Soon, Fujio discovers the illicit street drug, Redrum, being sold on school grounds, ensuing a meeting among all of Oya High led by Murayama who also learns of its current circulation in Toaru City, a territory just outside of S.W.O.R.D., where Housen Academy’s skin-headed, tough-as-nails “Murder Corps” reign supreme, led by Sachio (Jun Shison) and the four emperors Yuken (Akihisa Shiono), Shoji (Yo Aoi), Eimei (Shin Koyanagi) and Kenzo (Atsushi Arai). As Murayama mitigates his own personal life crises, both organizations decide to crackdown on its distribution, compelling Kidra – the parasidic drug-pushing gang who’ve since turned Hope Hill into a drug-fueled criminal outfit – to engage a mission of subterfuge to pit both Oya and Housen against each other. At the heart of this nefarious plot, however, are the young and desperate dealers peddling the drug, including Arata (Masato Yano), whose long broken friendship with Fujio and their former childhood sphere, could very well be the ultimate decider in whether or not they can stave off Redrum’s profuse decimation.

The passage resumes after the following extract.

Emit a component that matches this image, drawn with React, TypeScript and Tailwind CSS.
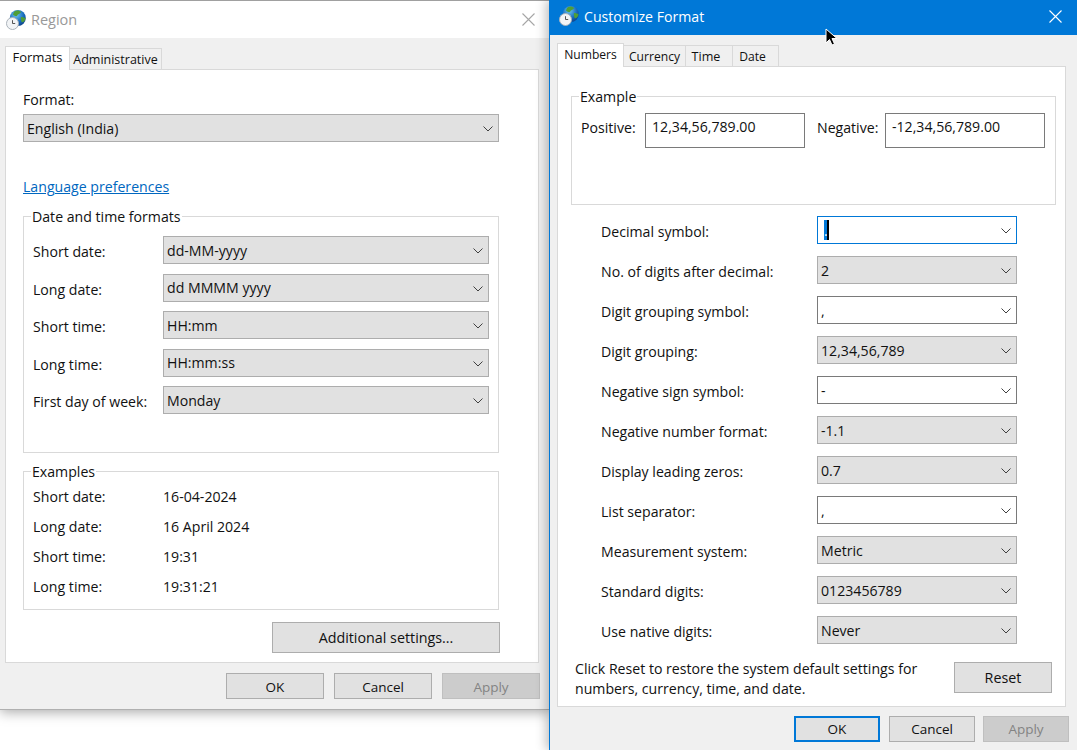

The introduction of Fujio and his circle of friends from their Hope Hill upbringing, namely Seiji, along with Madoka (Miu Tomita), and sibling construction workers, the Oochi. brothers Shinya (Yuta Nakatsuka) and Masaya (Hayato Komori), is what sets up the ensuing drama built around Arata’s departure, as the story progresses to explaining his role for the events, along with that of a young female student named Yui (Yumena Yanai), Sachio’s sister. These characters develop in equal parallel to what viewers observe in Murayama, who quietly finds himself at a precipice in life where he’ll have no choice but to mature and thrive like a normal adult in everyday society, much like many of his peers at Oya and throughout S.W.O.R.D.. That pressure also lends its weight with the much more behaved Seiji, as the one with the most scholarly promise among his Hope Hill bunch, which also serves ancillary when confronted by his school with the very norms and labels aimed at our protagonists.
Kubo and HI-AX do what they do best here with this series ender for the High & Low franchise, as they have done. With Kawamura leading the charge as Fujio for our story alongside Yoshino, the film’s Oya High setting lends a notable welcome back for actors Yamada and Maeda, having been with the franchise since the beginning, and hereto returning with a spectacular fight sequence to kick things off. Actor Shison proves just as badass in the role of Sachio, and for all intents and purposes, mirrors an equal measure to his counterpart in Fujio, much later in the film, and even Shinya and Masaya get in on the action.
Not unlike some of its delinquent genre predecessors, Kubo resorts principally to characters who stipulate their politics solely on the use of dealing with their fists to solve their differences, a factor in seeing how the heroes of this story battle the odds when they’re confronted with characters who happen to be armed; You seldom see this among the S.W.O.R.D. roster, save for a few characters when they wanna make a statement without being too lethal (indeed there are sticks, broken bottles, chains and other random items that are fair game), and the most prevalent instance in the use of weapons is in High & Low: The Red Rain, where the Amamiya Brothers are forced to dodge gunfire from the Kuryu-led Kamizono group. And at the mild risk of delivering in excess, that’s exactly the legacy that makes a franchise like High & Low as admirable as it is, with High & Low: The Worst making good on its role in delivering the kind of gangbuster martial arts and street-brawler Crows-style action, and immersive, sweeping cinematography and lensing.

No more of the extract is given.